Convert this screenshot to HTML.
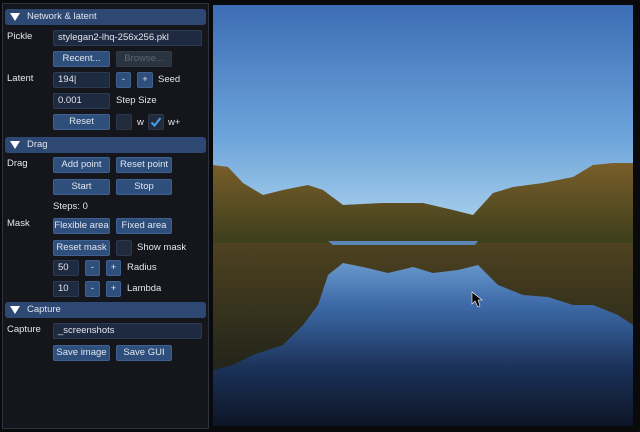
<!DOCTYPE html>
<html><head><meta charset="utf-8"><style>
*{margin:0;padding:0;box-sizing:border-box}
body{width:640px;height:432px;background:#0a0a0c;position:relative;overflow:hidden;font-family:"Liberation Sans",sans-serif;font-size:9.5px;color:#e2e6ee}
.panel{position:absolute;left:2px;top:3px;width:207px;height:426px;background:#15161b;border:1px solid #2e3340}
.a{position:absolute;white-space:nowrap}
.hd{position:absolute;left:5px;width:201px;height:16px;background:#2c4873;border-radius:3px;line-height:16px;white-space:nowrap}
.hd .t{position:absolute;left:5px;top:4px;width:0;height:0;border-left:5px solid transparent;border-right:5px solid transparent;border-top:8px solid #fff}
.hd span{position:absolute;left:22px}
.b{position:absolute;height:16px;background:#2e4e7c;border:1px solid #3f6090;border-radius:2px;text-align:center;line-height:14px;white-space:nowrap;overflow:hidden}
.i{position:absolute;height:16px;background:#1e2a3f;border:1px solid #2c3b55;border-radius:2px;line-height:14px;padding-left:4px;white-space:nowrap;overflow:hidden}
.c{position:absolute;width:16px;height:16px;background:#222b3b;border:1px solid #2c3850;border-radius:2px}
.lbl{position:absolute;left:7px}
</style></head><body>
<div class="panel"></div>
<div class="hd" style="top:9px"><div class="t"></div><span>Network &amp; latent</span></div>
<div class="a lbl" style="top:31px">Pickle</div>
<div class="i" style="left:53px;top:30px;width:149px">stylegan2-lhq-256x256.pkl</div>
<div class="b" style="left:53px;top:51px;width:57px">Recent...</div>
<div class="b" style="left:116px;top:51px;width:56px;background:#2a3340;border-color:#303a48;color:#5e6672">Browse...</div>
<div class="a lbl" style="top:73px">Latent</div>
<div class="i" style="left:53px;top:72px;width:57px">194|</div>
<div class="b" style="left:116px;top:72px;width:15px">-</div>
<div class="b" style="left:137px;top:72px;width:16px">+</div>
<div class="a" style="left:158px;top:74px">Seed</div>
<div class="i" style="left:53px;top:93px;width:57px">0.001</div>
<div class="a" style="left:116px;top:95px">Step Size</div>
<div class="b" style="left:53px;top:114px;width:57px">Reset</div>
<div class="c" style="left:116px;top:114px"></div>
<div class="a" style="left:137px;top:117px">w</div>
<div class="c" style="left:148px;top:114px"><svg width="14" height="14" viewBox="0 0 14 14"><path d="M2.5 7.5 L5.5 10.5 L11.5 3" stroke="#4aa0f0" stroke-width="2" fill="none"/></svg></div>
<div class="a" style="left:168px;top:117px">w+</div>

<div class="hd" style="top:137px"><div class="t"></div><span>Drag</span></div>
<div class="a lbl" style="top:158px">Drag</div>
<div class="b" style="left:53px;top:157px;width:57px">Add point</div>
<div class="b" style="left:116px;top:157px;width:56px">Reset point</div>
<div class="b" style="left:53px;top:179px;width:57px">Start</div>
<div class="b" style="left:116px;top:179px;width:56px">Stop</div>
<div class="a" style="left:53px;top:201px">Steps: 0</div>
<div class="a lbl" style="top:218px">Mask</div>
<div class="b" style="left:53px;top:218px;width:57px">Flexible area</div>
<div class="b" style="left:116px;top:218px;width:56px">Fixed area</div>
<div class="b" style="left:53px;top:240px;width:57px">Reset mask</div>
<div class="c" style="left:116px;top:240px"></div>
<div class="a" style="left:137px;top:242px">Show mask</div>
<div class="i" style="left:53px;top:260px;width:26px">50</div>
<div class="b" style="left:85px;top:260px;width:15px">-</div>
<div class="b" style="left:106px;top:260px;width:15px">+</div>
<div class="a" style="left:127px;top:262px">Radius</div>
<div class="i" style="left:53px;top:281px;width:26px">10</div>
<div class="b" style="left:85px;top:281px;width:15px">-</div>
<div class="b" style="left:106px;top:281px;width:15px">+</div>
<div class="a" style="left:127px;top:283px">Lambda</div>

<div class="hd" style="top:302px"><div class="t"></div><span>Capture</span></div>
<div class="a lbl" style="top:324px">Capture</div>
<div class="i" style="left:53px;top:323px;width:149px">_screenshots</div>
<div class="b" style="left:53px;top:345px;width:57px">Save image</div>
<div class="b" style="left:116px;top:345px;width:56px">Save GUI</div>

<svg style="position:absolute;left:213px;top:5px" width="420" height="421" viewBox="0 0 420 421">
<defs>
<linearGradient id="sky" x1="0" y1="0" x2="0" y2="1"><stop offset="0" stop-color="#3d6db5"/><stop offset="0.55" stop-color="#6ba3da"/><stop offset="1" stop-color="#b4d8ee"/></linearGradient>
<linearGradient id="wat" x1="0" y1="0" x2="0" y2="1"><stop offset="0" stop-color="#7fb0e0"/><stop offset="0.35" stop-color="#3d6aa8"/><stop offset="0.7" stop-color="#1a3056"/><stop offset="1" stop-color="#0d1526"/></linearGradient>
<linearGradient id="tr" x1="0" y1="0" x2="0" y2="1"><stop offset="0" stop-color="#7a5e2a"/><stop offset="1" stop-color="#3c3e1c"/></linearGradient>
<linearGradient id="rf" x1="0" y1="0" x2="0" y2="1"><stop offset="0" stop-color="#4e4220"/><stop offset="1" stop-color="#22241a"/></linearGradient>
</defs>
<rect width="420" height="236" fill="url(#sky)"/>
<rect y="235" width="420" height="186" fill="url(#wat)"/>
<path d="M0 160 L15 162 L30 178 L50 190 L70 185 L95 180 L110 185 L130 200 L170 198 L210 198 L240 205 L260 210 L280 188 L300 182 L330 178 L360 172 L380 160 L400 158 L420 158 L420 238 L0 238 Z" fill="url(#tr)"/>
<path d="M0 238 L420 238 L420 320 L405 310 L380 300 L360 300 L335 292 L310 290 L285 280 L265 260 L245 265 L220 268 L200 262 L175 268 L150 262 L130 258 L115 270 L105 300 L90 320 L70 340 L40 350 L20 360 L0 365 Z" fill="url(#rf)"/>
<path d="M115 236 L265 236 L262 240 L120 240 Z" fill="#5a86b8"/>
<path d="M259 287 L259 299 L262 296 L265 302 L267 301 L265 295 L269 295 Z" fill="#000" stroke="#fff" stroke-width="0.6"/>
</svg>
</body></html>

__________________________________________________

Please set down each line of the data above exactly as written, without the pictures.

Convert this screenshot to HTML.
<!DOCTYPE html>
<html><head><meta charset="utf-8"><style>
*{margin:0;padding:0;box-sizing:border-box}
body{width:640px;height:432px;background:#0a0a0c;position:relative;overflow:hidden;font-family:"Liberation Sans",sans-serif;font-size:9.5px;color:#e2e6ee}
.panel{position:absolute;left:2px;top:3px;width:207px;height:426px;background:#15161b;border:1px solid #2e3340}
.a{position:absolute;white-space:nowrap}
.hd{position:absolute;left:5px;width:201px;height:16px;background:#2c4873;border-radius:3px;line-height:16px;white-space:nowrap}
.hd .t{position:absolute;left:5px;top:4px;width:0;height:0;border-left:5px solid transparent;border-right:5px solid transparent;border-top:8px solid #fff}
.hd span{position:absolute;left:22px}
.b{position:absolute;height:16px;background:#2e4e7c;border:1px solid #3f6090;border-radius:2px;text-align:center;line-height:14px;white-space:nowrap;overflow:hidden}
.i{position:absolute;height:16px;background:#1e2a3f;border:1px solid #2c3b55;border-radius:2px;line-height:14px;padding-left:4px;white-space:nowrap;overflow:hidden}
.c{position:absolute;width:16px;height:16px;background:#222b3b;border:1px solid #2c3850;border-radius:2px}
.lbl{position:absolute;left:7px}
</style></head><body>
<div class="panel"></div>
<div class="hd" style="top:9px"><div class="t"></div><span>Network &amp; latent</span></div>
<div class="a lbl" style="top:31px">Pickle</div>
<div class="i" style="left:53px;top:30px;width:149px">stylegan2-lhq-256x256.pkl</div>
<div class="b" style="left:53px;top:51px;width:57px">Recent...</div>
<div class="b" style="left:116px;top:51px;width:56px;background:#2a3340;border-color:#303a48;color:#5e6672">Browse...</div>
<div class="a lbl" style="top:73px">Latent</div>
<div class="i" style="left:53px;top:72px;width:57px">194|</div>
<div class="b" style="left:116px;top:72px;width:15px">-</div>
<div class="b" style="left:137px;top:72px;width:16px">+</div>
<div class="a" style="left:158px;top:74px">Seed</div>
<div class="i" style="left:53px;top:93px;width:57px">0.001</div>
<div class="a" style="left:116px;top:95px">Step Size</div>
<div class="b" style="left:53px;top:114px;width:57px">Reset</div>
<div class="c" style="left:116px;top:114px"></div>
<div class="a" style="left:137px;top:117px">w</div>
<div class="c" style="left:148px;top:114px"><svg width="14" height="14" viewBox="0 0 14 14"><path d="M2.5 7.5 L5.5 10.5 L11.5 3" stroke="#4aa0f0" stroke-width="2" fill="none"/></svg></div>
<div class="a" style="left:168px;top:117px">w+</div>

<div class="hd" style="top:137px"><div class="t"></div><span>Drag</span></div>
<div class="a lbl" style="top:158px">Drag</div>
<div class="b" style="left:53px;top:157px;width:57px">Add point</div>
<div class="b" style="left:116px;top:157px;width:56px">Reset point</div>
<div class="b" style="left:53px;top:179px;width:57px">Start</div>
<div class="b" style="left:116px;top:179px;width:56px">Stop</div>
<div class="a" style="left:53px;top:201px">Steps: 0</div>
<div class="a lbl" style="top:218px">Mask</div>
<div class="b" style="left:53px;top:218px;width:57px">Flexible area</div>
<div class="b" style="left:116px;top:218px;width:56px">Fixed area</div>
<div class="b" style="left:53px;top:240px;width:57px">Reset mask</div>
<div class="c" style="left:116px;top:240px"></div>
<div class="a" style="left:137px;top:242px">Show mask</div>
<div class="i" style="left:53px;top:260px;width:26px">50</div>
<div class="b" style="left:85px;top:260px;width:15px">-</div>
<div class="b" style="left:106px;top:260px;width:15px">+</div>
<div class="a" style="left:127px;top:262px">Radius</div>
<div class="i" style="left:53px;top:281px;width:26px">10</div>
<div class="b" style="left:85px;top:281px;width:15px">-</div>
<div class="b" style="left:106px;top:281px;width:15px">+</div>
<div class="a" style="left:127px;top:283px">Lambda</div>

<div class="hd" style="top:302px"><div class="t"></div><span>Capture</span></div>
<div class="a lbl" style="top:324px">Capture</div>
<div class="i" style="left:53px;top:323px;width:149px">_screenshots</div>
<div class="b" style="left:53px;top:345px;width:57px">Save image</div>
<div class="b" style="left:116px;top:345px;width:56px">Save GUI</div>

<svg style="position:absolute;left:213px;top:5px" width="420" height="421" viewBox="0 0 420 421">
<defs>
<linearGradient id="sky" x1="0" y1="0" x2="0" y2="1"><stop offset="0" stop-color="#3d6db5"/><stop offset="0.55" stop-color="#6ba3da"/><stop offset="1" stop-color="#b4d8ee"/></linearGradient>
<linearGradient id="wat" x1="0" y1="0" x2="0" y2="1"><stop offset="0" stop-color="#7fb0e0"/><stop offset="0.35" stop-color="#3d6aa8"/><stop offset="0.7" stop-color="#1a3056"/><stop offset="1" stop-color="#0d1526"/></linearGradient>
<linearGradient id="tr" x1="0" y1="0" x2="0" y2="1"><stop offset="0" stop-color="#7a5e2a"/><stop offset="1" stop-color="#3c3e1c"/></linearGradient>
<linearGradient id="rf" x1="0" y1="0" x2="0" y2="1"><stop offset="0" stop-color="#4e4220"/><stop offset="1" stop-color="#22241a"/></linearGradient>
</defs>
<rect width="420" height="236" fill="url(#sky)"/>
<rect y="235" width="420" height="186" fill="url(#wat)"/>
<path d="M0 160 L15 162 L30 178 L50 190 L70 185 L95 180 L110 185 L130 200 L170 198 L210 198 L240 205 L260 210 L280 188 L300 182 L330 178 L360 172 L380 160 L400 158 L420 158 L420 238 L0 238 Z" fill="url(#tr)"/>
<path d="M0 238 L420 238 L420 320 L405 310 L380 300 L360 300 L335 292 L310 290 L285 280 L265 260 L245 265 L220 268 L200 262 L175 268 L150 262 L130 258 L115 270 L105 300 L90 320 L70 340 L40 350 L20 360 L0 365 Z" fill="url(#rf)"/>
<path d="M115 236 L265 236 L262 240 L120 240 Z" fill="#5a86b8"/>
<path d="M259 287 L259 299 L262 296 L265 302 L267 301 L265 295 L269 295 Z" fill="#000" stroke="#fff" stroke-width="0.6"/>
</svg>
</body></html>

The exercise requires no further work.